A história está aí para registrar que o golpismo não foi monopólio da direita. A esquerda também fez suas incursões golpistas, vide 1935.
Na Venezuela, a cooptação dos militares se deu pela sua transformação em uma elite econômica dotada de privilégios e detentora dos principais cargos de direção das principais empresas e dos altos escalões do governo. Hoje, são o principal esteio da ditadura venezuelana. Os estrategistas do PT não ignoram o precedente histórico do modelo chavista, que, de resto, é o mesmo da Coreia do Norte, onde os militares são o principal sustentáculo da ditadura de Kim Jong-Um.
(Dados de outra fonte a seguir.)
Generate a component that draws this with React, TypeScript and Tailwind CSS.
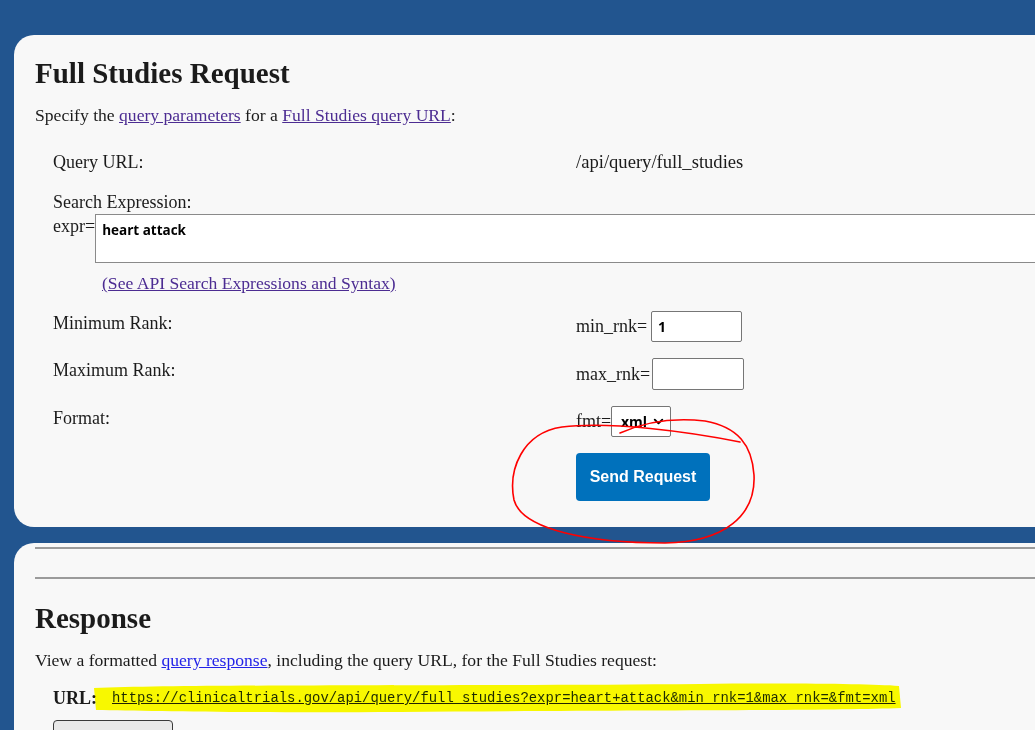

Para atrair os militares, o lulopetismo ressuscita concepções da esquerda que não deram conta da realidade brasileira nos anos 50/60, que dirá agora.
Em pleno século vinte e um, no limiar da Quarta Revolução Industrial e de mudança de paradigmas na economia, pensam o desenvolvimento do país pela via autóctone e de ruptura com o capital externo. O “imperialismo yankee” é visto como o invasor externo que suga as riquezas nacionais. Nessa visão distorcida, a missão das Forças Armadas seria defender o pré-sal, a Amazônia, as empresas nacionais do “polvo imperialista”.
Só que o Brasil não é a Venezuela e nossas instituições castrenses em nada se assemelham às do país de Chavez e Maduro. Temos uma economia diversificada e integrada à economia mundial, uma sociedade bem mais complexa. Nossas Forças Armadas são instituições permanente de Estado e impermeáveis a discursos de quem quer instrumentalizá-las para viabilizar seu projeto de poder.
Os remanescentes da esquerda armada ainda não deglutiram a derrota do passado e agora tentam dividir as Forças Armadas.
Se pensam, com seu canto, atrair os militares para uma aventura, as vivandeiras, de esquerda ou de direita, darão com os burros n’água. Os militares brasileiros parecem estar escolados para embarcar nessa nau de insensatez.